The use of internet and technology in schools is a great asset. It opens a world of possibilities for teaching and learning, but in many peoples eyes it opens up a whole world of concern as well. To combat those concerns of students drifting to off task sites, finding inappropriate materials, or talking to someone they should not, districts, schools and teachers should develop acceptable use policies. These policies help set criteria for students, similar to the criteria for behavior in school on a daily basis.
As important as acceptable use policies are to the safety of students, experts note that they should “be based on a philosophy that balances freedom and responsibility.” I believe that it is important to teach students how to navigate their internet resources appropriately without doing it for them. It is an important strategy as global citizens to be able to decipher information. Rather than place harsh restrictions and begin with punishments, acceptable use policies should provide a guidelines that outline how to be safe. They should began by explaining what the policy is for and providing definitions to alleviate any misconceptions or confusion. They should provide an opportunity to students to learn about the policy and then explain the “acceptable” use that students must follow. Although you do not want to discourage students ability to decipher information, the next sections in an acceptable use policy allow students to understand that they can “abuse” the privileged to access information, as well as, put themselves in danger. Therefore, acceptable use policies should include a “non-acceptable” use section, as well as, how violations will be handled (Education World). Using this depth in an acceptable use policy will be beneficial in proactively planning for use of the internet.
For schools with younger students, it is important to not only educate students on how to use the internet acceptable, but also help minimize their access to inappropriate sites. Firewalls and filters can be beneficial to minimize student traffic on inappropriate sites. However, these are not 100% effective, again promoting that teaching students appropriate use is most beneficial. As students get older, Firewalls can prove troublesome, as they may block sites that are necessary to an assignment. For example, many civil war sites are blocked to students at my school. However, my students conduct and independent project on the civil war generating digital museum galleries and they need access to many resources. As a district, we had to quickly redesign our acceptable use policy and change the firewalls to allow students to access these sometimes controversial sites.

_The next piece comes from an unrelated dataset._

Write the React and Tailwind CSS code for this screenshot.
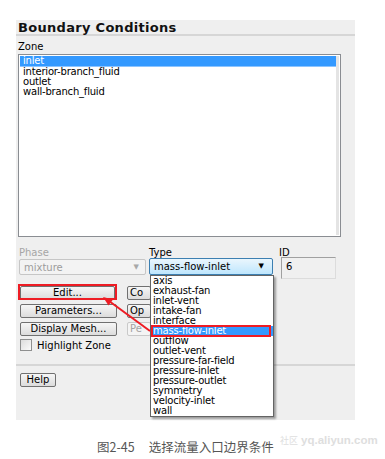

Another concern for students are their privacy issues. For example, my students create blogs to share their work. The intent of these blogs is to help students reach a more global audience and share their responses and ask questions of experts. However, parents and students are allowed to “opt out” of having their blogs public. Additionally, acceptable use policies can help students to understand the concept of not posting their full name and personal information. Our students blogs do not include our school district and just use student first names at this time. It is important to consider safety and privacy issues when creating an acceptable use policy (Roblyer, 2016). While these may not be a result of “student misuse” they are major part to teaching students to navigate the internet appropriate.
Below are some examples of acceptable use policies:
- Westport Public Schools – provides a list of guidelines
- Boston Public Schools – this site provides background to the creation of Boston’s AUP. They explain what their hopes and dreams were for creating a unique AUP that focused on being student-centered. Their pdocasts and resources are linked on the site.

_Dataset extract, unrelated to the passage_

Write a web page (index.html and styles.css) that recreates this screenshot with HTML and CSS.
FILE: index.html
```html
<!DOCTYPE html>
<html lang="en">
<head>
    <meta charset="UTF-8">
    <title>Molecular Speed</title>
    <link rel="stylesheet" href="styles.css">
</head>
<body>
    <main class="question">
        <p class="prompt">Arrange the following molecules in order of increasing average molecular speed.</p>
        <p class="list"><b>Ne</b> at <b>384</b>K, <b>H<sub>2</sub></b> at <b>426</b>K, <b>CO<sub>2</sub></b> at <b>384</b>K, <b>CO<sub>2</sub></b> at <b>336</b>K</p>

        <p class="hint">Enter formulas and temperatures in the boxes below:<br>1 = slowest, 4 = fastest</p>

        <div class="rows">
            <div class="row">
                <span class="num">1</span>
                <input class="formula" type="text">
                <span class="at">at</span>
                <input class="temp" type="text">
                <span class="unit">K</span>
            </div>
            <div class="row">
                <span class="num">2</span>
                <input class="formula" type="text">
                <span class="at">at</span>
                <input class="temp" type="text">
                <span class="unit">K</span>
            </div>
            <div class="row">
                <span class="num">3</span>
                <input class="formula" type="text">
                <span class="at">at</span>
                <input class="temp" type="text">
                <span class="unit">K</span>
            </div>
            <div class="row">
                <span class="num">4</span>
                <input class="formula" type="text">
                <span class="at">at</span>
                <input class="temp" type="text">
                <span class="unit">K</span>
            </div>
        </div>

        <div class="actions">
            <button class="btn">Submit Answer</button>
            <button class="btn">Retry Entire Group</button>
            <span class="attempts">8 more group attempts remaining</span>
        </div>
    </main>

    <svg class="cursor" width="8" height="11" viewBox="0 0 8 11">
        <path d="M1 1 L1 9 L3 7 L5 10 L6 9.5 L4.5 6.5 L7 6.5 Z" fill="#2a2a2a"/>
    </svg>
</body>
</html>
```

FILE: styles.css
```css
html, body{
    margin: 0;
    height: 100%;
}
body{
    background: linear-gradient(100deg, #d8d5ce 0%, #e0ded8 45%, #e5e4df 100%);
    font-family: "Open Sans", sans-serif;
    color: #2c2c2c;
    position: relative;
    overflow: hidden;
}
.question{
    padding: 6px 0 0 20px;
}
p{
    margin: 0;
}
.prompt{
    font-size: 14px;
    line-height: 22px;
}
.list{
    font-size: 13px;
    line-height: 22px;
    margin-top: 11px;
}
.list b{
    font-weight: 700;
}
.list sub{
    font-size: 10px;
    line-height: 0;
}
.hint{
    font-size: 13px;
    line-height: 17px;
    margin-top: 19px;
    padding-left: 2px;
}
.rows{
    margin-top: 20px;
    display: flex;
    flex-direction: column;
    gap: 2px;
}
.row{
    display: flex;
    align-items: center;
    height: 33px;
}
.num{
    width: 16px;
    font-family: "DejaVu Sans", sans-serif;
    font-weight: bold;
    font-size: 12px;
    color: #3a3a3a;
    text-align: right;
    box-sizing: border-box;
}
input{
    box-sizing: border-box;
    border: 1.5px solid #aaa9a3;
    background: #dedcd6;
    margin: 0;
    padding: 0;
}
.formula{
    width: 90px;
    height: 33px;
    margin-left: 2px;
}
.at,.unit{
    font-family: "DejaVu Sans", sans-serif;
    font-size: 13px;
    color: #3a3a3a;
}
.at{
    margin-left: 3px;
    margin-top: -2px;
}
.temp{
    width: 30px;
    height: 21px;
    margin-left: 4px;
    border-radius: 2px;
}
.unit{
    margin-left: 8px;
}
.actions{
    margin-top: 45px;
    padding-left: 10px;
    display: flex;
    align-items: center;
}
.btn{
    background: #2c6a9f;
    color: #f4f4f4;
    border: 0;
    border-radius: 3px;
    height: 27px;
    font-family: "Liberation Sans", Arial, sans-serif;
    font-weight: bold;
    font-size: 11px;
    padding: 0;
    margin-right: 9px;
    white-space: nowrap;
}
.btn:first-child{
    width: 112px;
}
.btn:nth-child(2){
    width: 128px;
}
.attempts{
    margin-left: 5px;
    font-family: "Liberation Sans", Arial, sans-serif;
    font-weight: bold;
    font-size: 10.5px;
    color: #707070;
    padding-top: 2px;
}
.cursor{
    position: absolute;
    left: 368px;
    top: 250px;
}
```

- East Detroit Public Schools – I like the simplicity of the first page of this PDF. I think it provides much of the information i referenced above and keeps it simple enough for students to follow.
- Eugene, Oregon School District – This example fits vert well into the model provided by Education World.
Roblyer, M. D. (2016). Integrating educational technology into teaching (7th ed.). Boston: Pearson.
“Education World: Getting Started on the Internet: Acceptable Use Policies.” Education World: Getting Started on the Internet: Acceptable Use Policies. Education World, 2009. Web. 10 Oct. 2016.